In database query optimization, query plan caching is a core mechanism where the database system caches compiled query execution plans to improve the performance of repeated queries. Parameter sniffing is the process by which the query optimizer, when compiling a query plan, uses the actual parameter values passed in to estimate query cardinality (number of rows) and generate an "optimal" plan. When combined, they can lead to parameter sniffing issues: when a cached plan is generated based on the initial parameters (e.g., a highly selective value) and subsequent queries pass different parameters (e.g., a low selectivity value), the performance of the cached plan may degrade sharply. This topic covers the working principles of query plan caching, the pros and cons of parameter sniffing, problematic scenarios, and optimization techniques.

1. Basic Principles of Query Plan Caching

  • Goal: Avoid the overhead of repeated syntax parsing, semantic checking, query optimization, and plan compilation each time the same query is executed.
  • How it Works:
    • When a query is first submitted, the database optimizer parses it into an abstract syntax tree, generates an execution plan during the optimization phase, and stores it in the plan cache (a hash table structure in memory).
    • Subsequent identical queries (with exactly the same text) hit the cache, directly reuse the plan, and skip the compilation process.
  • Cache Key: Typically generated by hashing the query text, database context, connection settings, etc., to ensure plan reusability.

2. Mechanism of Parameter Sniffing

  • Definition: In parameterized queries (e.g., using stored procedures, parameterized SQL), the optimizer captures the passed parameter values during the first compilation to estimate predicate selectivity and generate an execution plan.
  • Example: 
    -- Parameterized query example
SELECT * FROM orders WHERE customer_id = @cust_id;
    • The first execution passes @cust_id = 100 (assuming this customer has only 1 order). The optimizer sniffs this value, estimates a very small number of result rows, and may generate a lightweight plan like index seek + nested loop join.
    • After the plan is cached, subsequent executions passing @cust_id = 200 (this customer has 100,000 orders) reusing the original plan may lead to extensive repeated index seeks and resource waste, causing performance degradation.

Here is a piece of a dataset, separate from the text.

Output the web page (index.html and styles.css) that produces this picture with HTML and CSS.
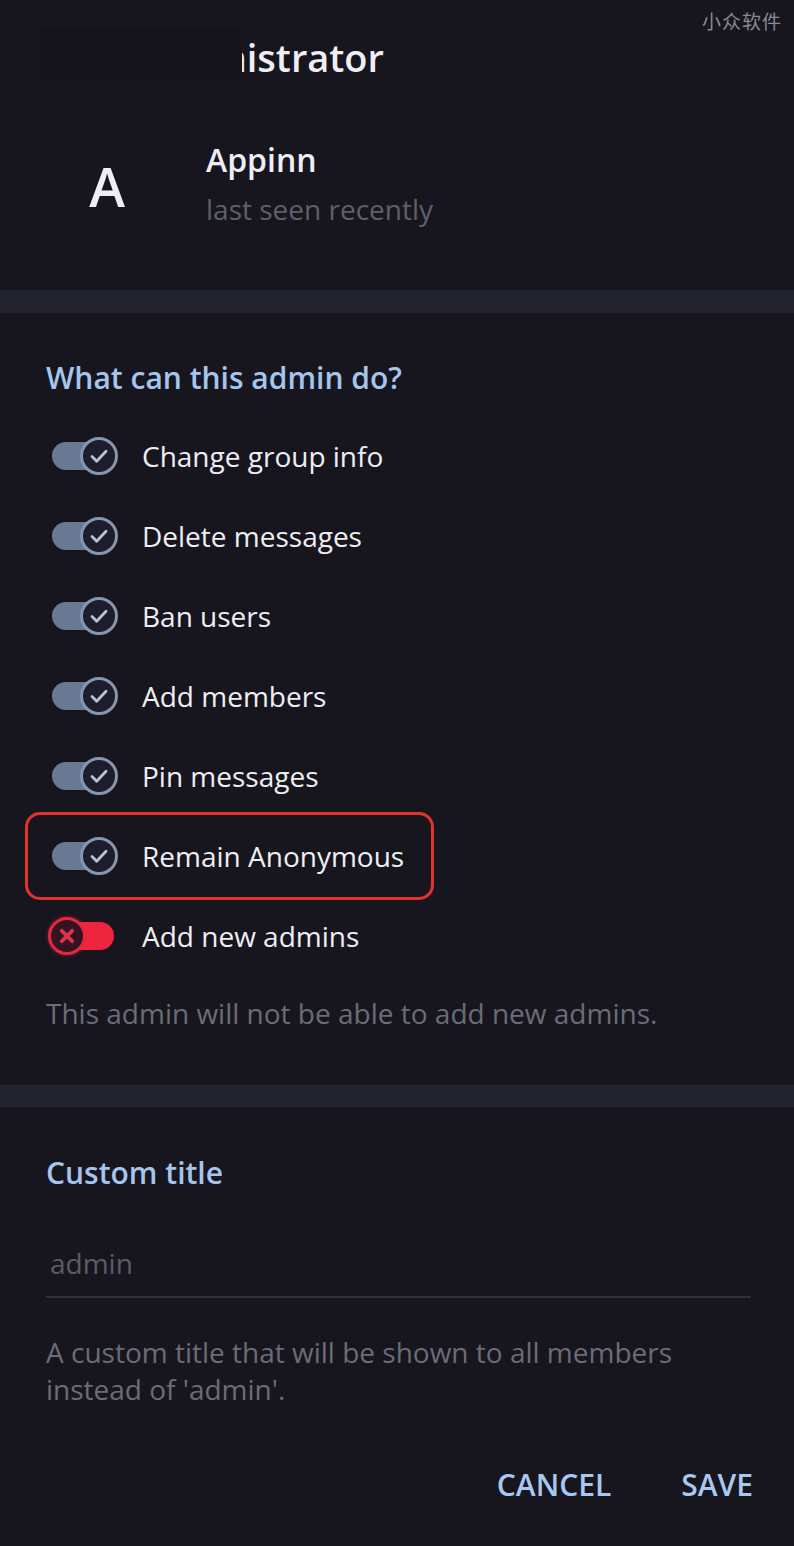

3. Scenarios Triggering Parameter Sniffing Issues

  • Skewed Data Distribution: One parameter value corresponds to a very small amount of data (high selectivity), while another corresponds to a large amount of data (low selectivity).
  • Non-Parameterized Queries: Ad-hoc queries with different text each time cannot utilize the cache but do not have parameter sniffing issues.
  • Inaccurate Statistics: Causes the optimizer to generate plans based on incorrect estimates.

4. Detailed Optimization Techniques

4.1 Common Methods to Avoid Parameter Sniffing

  • Force Recompilation:

    -- Recompile on every execution to avoid cached plans
EXEC dbo.GetOrders @cust_id = 100 WITH RECOMPILE;
    • Advantage: Generates the optimal plan each time based on actual parameters.
    • Disadvantage: Increased compilation overhead, not suitable for high-frequency queries.

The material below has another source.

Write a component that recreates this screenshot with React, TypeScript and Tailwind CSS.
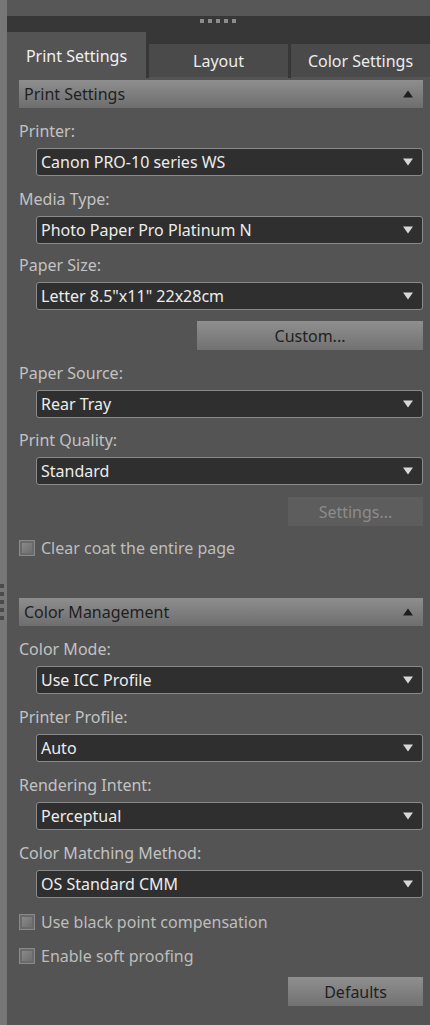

  • Optimizer Hints (OPTIMIZE FOR):

    -- Instruct the optimizer to generate a plan using a specific parameter value
CREATE PROCEDURE GetOrders (@cust_id INT)
AS
SELECT * FROM orders WHERE customer_id = @cust_id
OPTION (OPTIMIZE FOR (@cust_id = 1)); -- Use a typical high-selectivity value
    • Advantage: Generates a stable plan for representative parameters.
    • Disadvantage: May become suboptimal if data distribution changes.

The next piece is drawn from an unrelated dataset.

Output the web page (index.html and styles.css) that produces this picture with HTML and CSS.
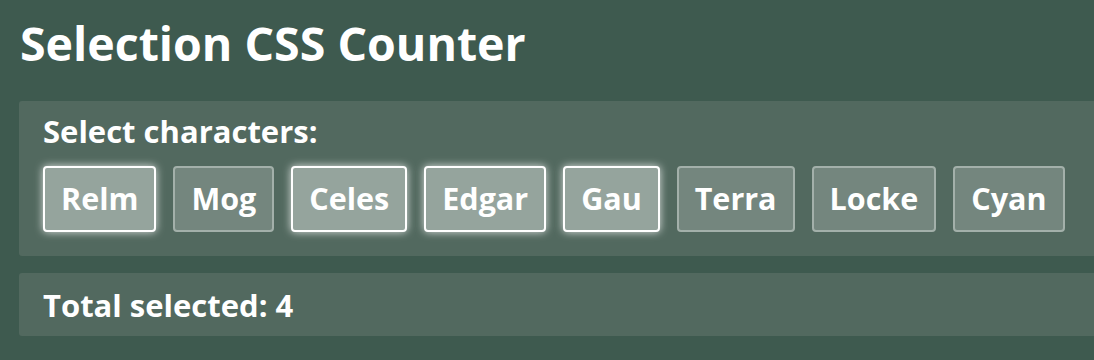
FILE: index.html
```html
<!DOCTYPE HTML>
<html lang="en">
<head>
    <meta charset="utf-8">
    <meta name="viewport" content="width=device-width, initial-scale=1">
    <title>Selection CSS Counter</title>
    <link rel="stylesheet" href="styles.css">
</head>
<body>
    <h1>Selection CSS Counter</h1>
    <div class="panel picker">
        <div class="label">Select characters:</div>
        <div class="chars">
            <label class="char selected">Relm</label>
            <label class="char">Mog</label>
            <label class="char selected">Celes</label>
            <label class="char selected">Edgar</label>
            <label class="char selected">Gau</label>
            <label class="char">Terra</label>
            <label class="char">Locke</label>
            <label class="char">Cyan</label>
        </div>
    </div>
    <div class="panel total">Total selected: 4</div>
</body>
</html>
```

FILE: styles.css
```css
html {
    overflow: hidden;
}
body {
    margin: 0;
    padding: 0 0 0 19px;
    background-color: #3e5a4f;
    color: #fff;
    font-family: "Open Sans", sans-serif;
    font-weight: 700;
}
h1 {
    margin: 0;
    padding: 12px 0 0 1px;
    height: 101px;
    box-sizing: border-box;
    font-size: 46.5px;
    line-height: 63px;
}
.panel {
    background-color: #52695f;
    border-radius: 3px;
    margin-right: -40px;
    padding: 0 24px;
}
.picker {
    padding-top: 9px;
    padding-bottom: 24px;
}
.label {
    font-size: 31px;
    line-height: 42px;
}
.chars {
    display: flex;
    gap: 17px;
    margin-top: 14px;
}
.char {
    display: flex;
    align-items: center;
    height: 66px;
    box-sizing: border-box;
    padding: 0 16px 3px;
    border: 2px solid #a3b0aa;
    border-radius: 4px;
    background-color: #74867e;
    font-size: 30.5px;
}
.char.selected {
    border-color: #fff;
    background-color: #95a49d;
    box-shadow: 0 0 8px rgba(255, 255, 255, 0.8);
}
.total {
    margin-top: 17px;
    height: 63px;
    display: flex;
    align-items: center;
    font-size: 31px;
}
```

  • Local Variable "Masking":

    DECLARE @local_cust_id INT = @cust_id;
SELECT * FROM orders WHERE customer_id = @local_cust_id;
    • Principle: The optimizer cannot sniff local variable values and instead uses average selectivity for estimation, potentially generating a compromise plan.
    • Suitable for: Scenarios with uniform data distribution or simple queries.

  • Dynamic SQL:

    EXEC sp_executesql N'SELECT * FROM orders WHERE customer_id = @cust_id', N'@cust_id INT', @cust_id;
    • Recompiles each time, similar to forced recompilation, but more flexible.

4.2 Advanced Optimization Techniques

  • Plan Guide: Guides the optimizer with hints without modifying the query text. 
    EXEC sp_create_plan_guide
  @name = N'Guide1',
  @stmt = N'SELECT * FROM orders WHERE customer_id = @cust_id',
  @type = N'OBJECT',
  @module_or_batch = N'dbo.GetOrders',
  @params = NULL,
  @hints = N'OPTION (OPTIMIZE FOR (@cust_id = 1))';
  • Query Store: Monitors plan performance and enforces regression plans.
    • Records historical query plans and performance, allowing manual or automatic enforcement of specific plans.

5. Practical Scenario Example

  • Scenario: In the orders table, 98% of orders belong to a few large customers (low selectivity), while 2% belong to many small customers (high selectivity).
  • Problem:
    • First execution passes a small customer ID, generating and caching an index seek plan.
    • Subsequent execution passes a large customer ID, still using the index seek plan, resulting in tens of thousands of random I/Os and poor performance.
  • Solutions:
    1. Use OPTION (RECOMPILE) to dynamically generate plans for different parameters.
    2. Create a dedicated index for large customers using a filtered index: 
      CREATE INDEX IX_LargeCustomers ON orders(customer_id) WHERE customer_id IN (list of large customers);
    3. Route queries for large customers to different code branches with different optimization strategies.

6. Best Practices Summary

  • Monitor cached plan performance to identify parameter sniffing issues (e.g., using sys.dm_exec_query_stats to view compilation and execution counts).
  • For skewed data scenarios, prioritize RECOMPILE or OPTIMIZE FOR UNKNOWN (SQL Server specific, uses average selectivity).
  • Regularly update statistics to ensure the optimizer has accurate data distribution.
  • In mixed OLTP and OLAP workloads, consider separating hot data or using multi-version plan caching (e.g., SQL Server's "plan-aware" caching).

Key Points Review

  • Query Plan Caching: Improves performance of repeated queries by avoiding compilation overhead.
  • Parameter Sniffing: Uses initial parameters to optimize plans, but can lead to suboptimal cached plans with skewed data.
  • Optimization Direction: Choose techniques like recompilation, optimizer hints, local variables, dynamic SQL, or plan guides based on the scenario to balance plan stability and performance.